By John Celock
Wyoming’s Republican governor vowed to continue to oppose the Affordable Care Act and new federal coal regulations while embracing the expansion of the state’s Medicaid program in his State of the State address Wednesday.
Gov. Matt Mead (R) used the first State of the State of his second term to formally kick off his push to expand Medicaid in the state. Mead, who was easily reelected last year, announced in November that he had developed a plan to expand Medicaid in the state. Federal funding for the state Medicaid expansions became available under the Affordable Care Act.
“We’re out of timeouts and we need to address Medicaid expansion,” Mead said Wednesday.
Mead’s plan would involve Wyoming residents to pay part of the health coverage they receive under Medicaid in the expansion, The New York Times reported in November. The payments would be based on the income levels of the family. Mead’s plan is similar in scope to Medicaid expansion plans adopted by Republican governors in other states.
Mead’s plan would require permission from the U.S. Department of Health and Human Services since it does not adhere completely to the ACA.
During his speech, Mead emphasized to lawmakers that he remains opposed to the ACA and would continue to fight it. But at the same time he said that he wanted to expand Medicaid in order to bring more federal dollars back to Wyoming. He also noted that the Medicaid expansion is likely to bring 800 jobs to Wyoming.

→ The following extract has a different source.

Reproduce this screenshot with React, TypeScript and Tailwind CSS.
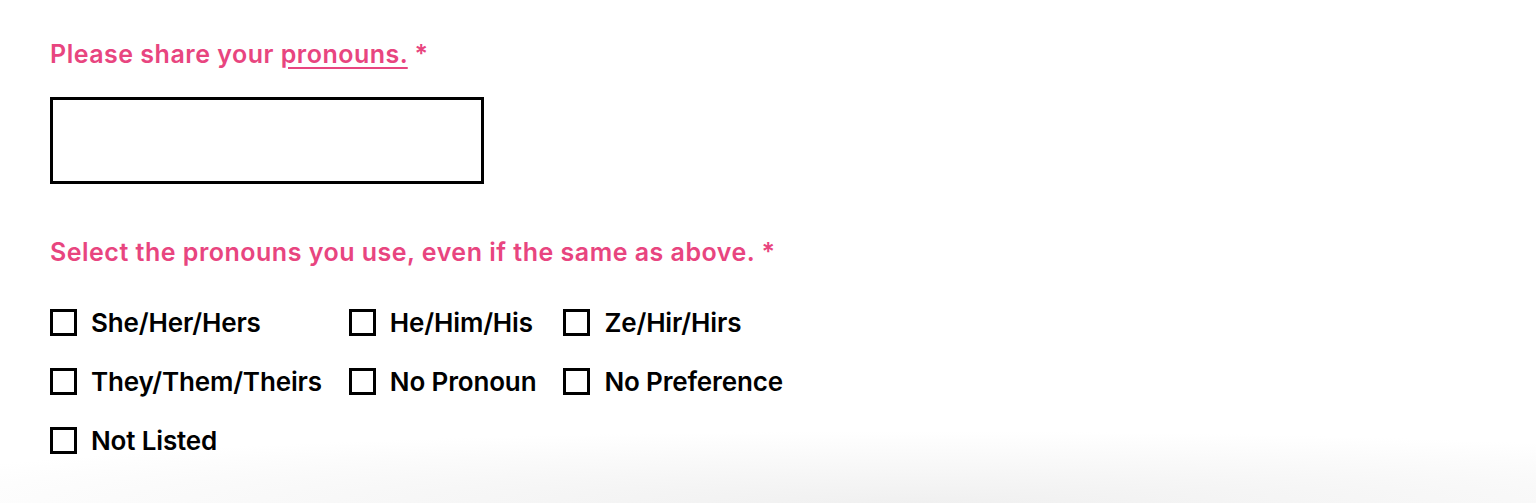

“Do we choose to have that Wyoming money returned to Colorado or Washington or Wyoming?” Mead said.
Mead is not the first Republican governor to embrace the Medicaid expansion. The plan has been enacted in other states including by Ohio Gov. John Kasich (R) and former Arizona Gov. Jan Brewer (R).
In his speech Mead also noted his continued opposition to what he described as “federal overreach” in the areas of environmental policy and coal regulation. He said that he wants to fight the U.S. Environmental Protection Agency’s rulemaking process, which he said is hurting state governments and business.

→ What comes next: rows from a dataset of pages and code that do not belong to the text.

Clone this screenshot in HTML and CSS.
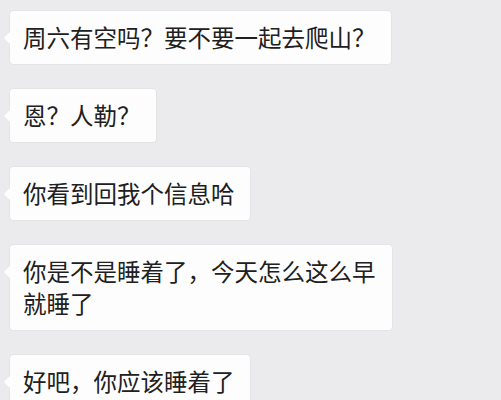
FILE: index.html
```html
<!DOCTYPE html>
<html lang="zh-CN">

<head>
    <meta charset="UTF-8">
    <meta name="viewport" content="width=device-width, initial-scale=1.0">
    <title>聊天记录</title>
    <link rel="stylesheet" href="styles.css">
</head>

<body>

    <div class="chat">
        <div class="msg">
            <div class="bubble">周六有空吗？要不要一起去爬山？</div>
        </div>
        <div class="msg">
            <div class="bubble">恩？人勒？</div>
        </div>
        <div class="msg">
            <div class="bubble">你看到回我个信息哈</div>
        </div>
        <div class="msg">
            <div class="bubble">你是不是睡着了，今天怎么这么早就睡了</div>
        </div>
        <div class="msg">
            <div class="bubble">好吧，你应该睡着了</div>
        </div>
    </div>

</body>

</html>
```

FILE: styles.css
```css
body {
    margin: 0;
    background-color: #ebeaec;
    font-family: "Noto Sans CJK SC", "Noto Sans", sans-serif;
    overflow: hidden;
}

.chat {
    display: flex;
    flex-direction: column;
    gap: 23px;
    padding: 10px 0 0 9px;
}

.msg {
    display: flex;
}

.bubble {
    position: relative;
    max-width: 384px;
    box-sizing: border-box;
    padding: 10px 15px 11px 13px;
    background-color: #fdfdfd;
    border: 1px solid #e4e3e5;
    border-radius: 4px;
    color: #202020;
    font-size: 23.5px;
    line-height: 32px;
}

/* 左侧小三角 */
.bubble::before {
    content: "";
    position: absolute;
    top: 21px;
    left: -6px;
    width: 0;
    height: 0;
    border-top: 6px solid transparent;
    border-bottom: 6px solid transparent;
    border-right: 6px solid #fdfdfd;
}
```
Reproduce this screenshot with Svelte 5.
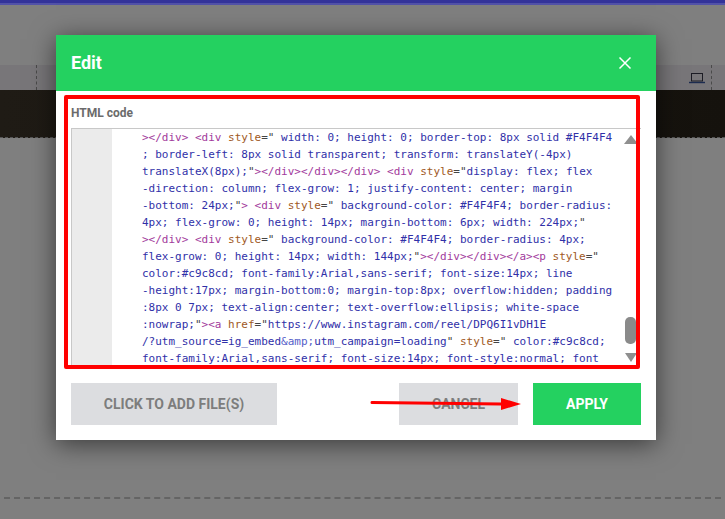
<script>
	const lines = [
		[['t', '></div> <div '], ['a', 'style'], ['p', '="'], ['v', ' width: 0; height: 0; border-top: 8px solid #F4F4F4']],
		[['v', '; border-left: 8px solid transparent; transform: translateY(-4px)']],
		[['v', 'translateX(8px);'], ['p', '"'], ['t', '></div></div></div> <div '], ['a', 'style'], ['p', '="'], ['v', 'display: flex; flex']],
		[['v', '-direction: column; flex-grow: 1; justify-content: center; margin']],
		[['v', '-bottom: 24px;'], ['p', '"'], ['t', '> <div '], ['a', 'style'], ['p', '="'], ['v', ' background-color: #F4F4F4; border-radius:']],
		[['v', '4px; flex-grow: 0; height: 14px; margin-bottom: 6px; width: 224px;'], ['p', '"']],
		[['t', '></div> <div '], ['a', 'style'], ['p', '="'], ['v', ' background-color: #F4F4F4; border-radius: 4px;']],
		[['v', 'flex-grow: 0; height: 14px; width: 144px;'], ['p', '"'], ['t', '></div></div></a><p '], ['a', 'style'], ['p', '="']],
		[['v', 'color:#c9c8cd; font-family:Arial,sans-serif; font-size:14px; line']],
		[['v', '-height:17px; margin-bottom:0; margin-top:8px; overflow:hidden; padding']],
		[['v', ':8px 0 7px; text-align:center; text-overflow:ellipsis; white-space']],
		[['v', ':nowrap;'], ['p', '"'], ['t', '><a '], ['a', 'href'], ['p', '="'], ['v', 'https://www.instagram.com/reel/DPQ6I1vDH1E']],
		[['v', '/?utm_source=ig_embed'], ['e', '&amp;'], ['v', 'utm_campaign=loading'], ['p', '"'], ['a', ' style'], ['p', '="'], ['v', ' color:#c9c8cd;']],
		[['v', 'font-family:Arial,sans-serif; font-size:14px; font-style:normal; font']]
	];
</script>

<div class="page">
	<div class="topbar"></div>
	<div class="toolbar">
		<span class="tick left"></span>
		<svg class="laptop" width="16" height="12" viewBox="0 0 16 12" aria-hidden="true">
			<rect x="2.5" y="1.5" width="11" height="7.5" fill="none" stroke="#1c1c24" stroke-width="1" />
			<path d="M0 10.5h16" stroke="#1c2c50" stroke-width="1.4" />
		</svg>
		<span class="tick right"></span>
	</div>
	<div class="hero"></div>
	<div class="rest"></div>
	<div class="dashes"></div>

	<div class="modal">
		<header class="head">
			<span class="title">Edit</span>
			<svg class="close" width="14" height="14" viewBox="0 0 14 14" aria-hidden="true">
				<path d="M1.5 1.5l11 11M12.5 1.5l-11 11" stroke="#fff" stroke-width="1.5" />
			</svg>
		</header>
		<div class="body">
			<div class="label">HTML code</div>
			<div class="editor">
				<div class="gutter"></div>
				<div class="code">
					{#each lines as line}
						<div class="line">{#each line as [kind, text]}<span class={kind}>{text}</span>{/each}</div>
					{/each}
				</div>
				<div class="scroll">
					<span class="up"></span>
					<span class="thumb"></span>
					<span class="down"></span>
				</div>
			</div>
		</div>
		<footer class="foot">
			<button class="btn add">CLICK TO ADD FILE(S)</button>
			<span class="space"></span>
			<button class="btn cancel">CANCEL</button>
			<button class="btn apply">APPLY</button>
		</footer>
		<div class="redbox"></div>
		<svg class="arrow" width="152" height="14" viewBox="0 0 152 14" aria-hidden="true">
			<path d="M2 5.6L131 7" stroke="#f00" stroke-width="3" stroke-linecap="round" />
			<path d="M131 1L151 7L131 13Z" fill="#f00" />
		</svg>
	</div>
</div>

<style>
	:global(body) {
		margin: 0;
		background: #7f7f7f;
	}

	.page {
		position: relative;
		width: 725px;
		height: 519px;
		overflow: hidden;
		background: #7f7f7f;
		font-family: Roboto, sans-serif;
	}

	.topbar {
		height: 3px;
		background: #333399;
		border-bottom: 2px solid #5252a8;
	}

	.toolbar {
		display: flex;
		align-items: center;
		height: 25px;
		margin-top: 60px;
		padding: 0 13px 0 36px;
		background: #787679;
	}

	.tick {
		width: 0;
		height: 25px;
		border-left: 1px dashed #4a4a4a;
	}

	.tick.left {
		margin-right: auto;
	}

	.laptop {
		margin-right: 6px;
	}

	.hero {
		height: 47px;
		background: linear-gradient(90deg, #1f1b15, #15120d);
		border-bottom: 1px dashed #555;
	}

	.rest {
		height: 359px;
	}

	.dashes {
		height: 0;
		margin: 0 4px;
		border-top: 2px dashed #646464;
	}

	.modal {
		position: absolute;
		top: 35px;
		left: 56px;
		width: 600px;
		height: 405px;
		background: #fff;
		box-shadow: 0 4px 24px rgba(0, 0, 0, 0.55);
	}

	.head {
		display: flex;
		align-items: center;
		justify-content: space-between;
		height: 56px;
		padding: 0 24px 0 15px;
		background: #24d160;
		color: #fff;
	}

	.title {
		margin-bottom: 2px;
		font-size: 18px;
		font-weight: 700;
	}

	.body {
		padding: 0 15px;
	}

	.label {
		height: 37px;
		line-height: 44px;
		font-size: 12px;
		font-weight: 700;
		color: #6b6b6b;
		box-sizing: border-box;
	}

	.editor {
		display: flex;
		height: 238px;
		border-top: 1px solid #c8c8c8;
		border-left: 1px solid #c8c8c8;
		overflow: hidden;
		background: #fff;
	}

	.gutter {
		flex: none;
		width: 40px;
		background: #ebebeb;
	}

	.code {
		flex: 1;
		padding-left: 30px;
		font-family: 'DejaVu Sans Mono', monospace;
		font-size: 11px;
		line-height: 17px;
		white-space: pre;
	}

	.line {
		height: 17px;
	}

	.t {
		color: #a23a9c;
	}

	.a {
		color: #a0591e;
	}

	.p {
		color: #444;
	}

	.v {
		color: #3030a8;
	}

	.e {
		color: #5560c8;
	}

	.scroll {
		position: relative;
		flex: none;
		width: 19px;
	}

	.up,
	.down {
		position: absolute;
		width: 0;
		border-left: 6px solid transparent;
		border-right: 6px solid transparent;
	}

	.up {
		top: 6px;
		left: 2px;
		border-left-width: 7px;
		border-right-width: 7px;
		border-bottom: 9px solid #8f8f8f;
	}

	.down {
		top: 224px;
		left: 3px;
		border-top: 9px solid #8f8f8f;
	}

	.thumb {
		position: absolute;
		top: 188px;
		left: 3px;
		width: 11px;
		height: 27px;
		border-radius: 5px;
		background: #8a8a8a;
	}

	.foot {
		display: flex;
		gap: 15px;
		height: 42px;
		margin-top: 16px;
		padding: 0 15px;
	}

	.space {
		flex: 1;
		margin-left: -15px;
	}

	.btn {
		height: 42px;
		padding: 0;
		border: 0;
		font-family: Roboto, sans-serif;
		font-size: 14px;
		font-weight: 700;
		background: #dcdde0;
		color: #7d7d7d;
	}

	.add {
		width: 206px;
	}

	.cancel {
		width: 119px;
	}

	.apply {
		width: 108px;
		background: #24d160;
		color: #fff;
	}

	.redbox {
		position: absolute;
		top: 60px;
		left: 8px;
		width: 576px;
		height: 274px;
		box-sizing: border-box;
		border: 4px solid #f00;
		border-radius: 2px;
		pointer-events: none;
	}

	.arrow {
		position: absolute;
		top: 362px;
		left: 314px;
	}
</style>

Mead said that he would work with “bulldog determination” on promoting the coal industry in Wyoming. He noted that coal continues to be an economic growth area for the state and has to be an important part of the national energy policy.
Mead said that he would also fight for other energy resources produced in Wyoming.
“We fight for coal. We will fight for oil and we will fight for gas,” he said. “And other issues if they are hurt by oppressive federal regulations.”
Mead’s speech garnered support from lawmakers in the state.
“The governor gave a solid direction of where Wyoming needs to go in finding some way to get Medicaid expansion passed in Wyoming,” state Rep. Dan Zwonitzer (R-Cheyenne) told The Celock Report. “With lowered commodity prices forecasted this next year, Wyoming will plan accordingly.”